— start of EXTRACTED INFORMATION —

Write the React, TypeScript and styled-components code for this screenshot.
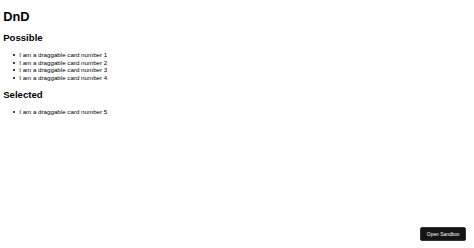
import styled, { createGlobalStyle } from "styled-components";

const GlobalStyle = createGlobalStyle`
  html, body {
    margin: 0;
    padding: 0;
    background: #ffffff;
  }
  body {
    font-family: "Liberation Sans", Arial, sans-serif;
    font-size: 6.2px;
    color: #000;
  }
`;

const possible = [1, 2, 3, 4];
const selected = [5];

export default function App() {
  return (
    <>
      <GlobalStyle />
      <Page>
        <Title>DnD</Title>
        <Section>Possible</Section>
        <CardList>
          {possible.map((n) => (
            <Card key={n}>I am a draggable card number {n}</Card>
          ))}
        </CardList>
        <Section>Selected</Section>
        <CardList>
          {selected.map((n) => (
            <Card key={n}>I am a draggable card number {n}</Card>
          ))}
        </CardList>
      </Page>
      <SandboxButton>Open Sandbox</SandboxButton>
    </>
  );
}

const Page = styled.div`
  padding: 0.1px 3.2px;
`;

const Title = styled.h1`
  font-size: 12.8px;
  font-weight: bold;
  margin: 8.6px 0;
`;

const Section = styled.h2`
  font-size: 9.6px;
  font-weight: bold;
  margin: 8px 0;
`;

const CardList = styled.ul`
  margin: 6.8px 0;
  padding-left: 16px;
  list-style: none;
`;

const Card = styled.li`
  position: relative;
  line-height: 7.4px;

  &::before {
    content: "";
    position: absolute;
    left: -6px;
    top: 3px;
    width: 2px;
    height: 2px;
    border-radius: 50%;
    background: #000;
  }
`;

const SandboxButton = styled.button`
  position: fixed;
  right: 8px;
  bottom: 7px;
  background: #151515;
  color: #fff;
  border: 1px solid #333;
  border-radius: 2px;
  font-family: "Liberation Sans", Arial, sans-serif;
  font-size: 4.9px;
  padding: 3.5px 5.5px;
  cursor: pointer;
`;
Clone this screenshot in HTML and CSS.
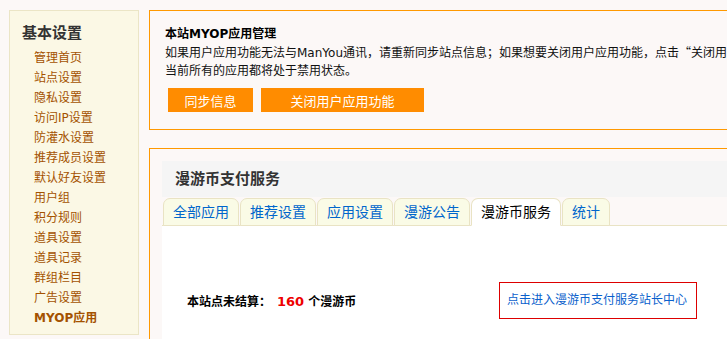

— end of EXTRACTED INFORMATION —

DESCRIPTION OF THE TASK: With the pictures left out, transcribe the material exactly.

RESULT OF THE TASK:
Write the React, TypeScript and styled-components code for this screenshot.
import styled, { createGlobalStyle } from "styled-components";

const GlobalStyle = createGlobalStyle`
  html, body {
    margin: 0;
    padding: 0;
    background: #ffffff;
  }
  body {
    font-family: "Liberation Sans", Arial, sans-serif;
    font-size: 6.2px;
    color: #000;
  }
`;

const possible = [1, 2, 3, 4];
const selected = [5];

export default function App() {
  return (
    <>
      <GlobalStyle />
      <Page>
        <Title>DnD</Title>
        <Section>Possible</Section>
        <CardList>
          {possible.map((n) => (
            <Card key={n}>I am a draggable card number {n}</Card>
          ))}
        </CardList>
        <Section>Selected</Section>
        <CardList>
          {selected.map((n) => (
            <Card key={n}>I am a draggable card number {n}</Card>
          ))}
        </CardList>
      </Page>
      <SandboxButton>Open Sandbox</SandboxButton>
    </>
  );
}

const Page = styled.div`
  padding: 0.1px 3.2px;
`;

const Title = styled.h1`
  font-size: 12.8px;
  font-weight: bold;
  margin: 8.6px 0;
`;

const Section = styled.h2`
  font-size: 9.6px;
  font-weight: bold;
  margin: 8px 0;
`;

const CardList = styled.ul`
  margin: 6.8px 0;
  padding-left: 16px;
  list-style: none;
`;

const Card = styled.li`
  position: relative;
  line-height: 7.4px;

  &::before {
    content: "";
    position: absolute;
    left: -6px;
    top: 3px;
    width: 2px;
    height: 2px;
    border-radius: 50%;
    background: #000;
  }
`;

const SandboxButton = styled.button`
  position: fixed;
  right: 8px;
  bottom: 7px;
  background: #151515;
  color: #fff;
  border: 1px solid #333;
  border-radius: 2px;
  font-family: "Liberation Sans", Arial, sans-serif;
  font-size: 4.9px;
  padding: 3.5px 5.5px;
  cursor: pointer;
`;
Clone this screenshot in HTML and CSS.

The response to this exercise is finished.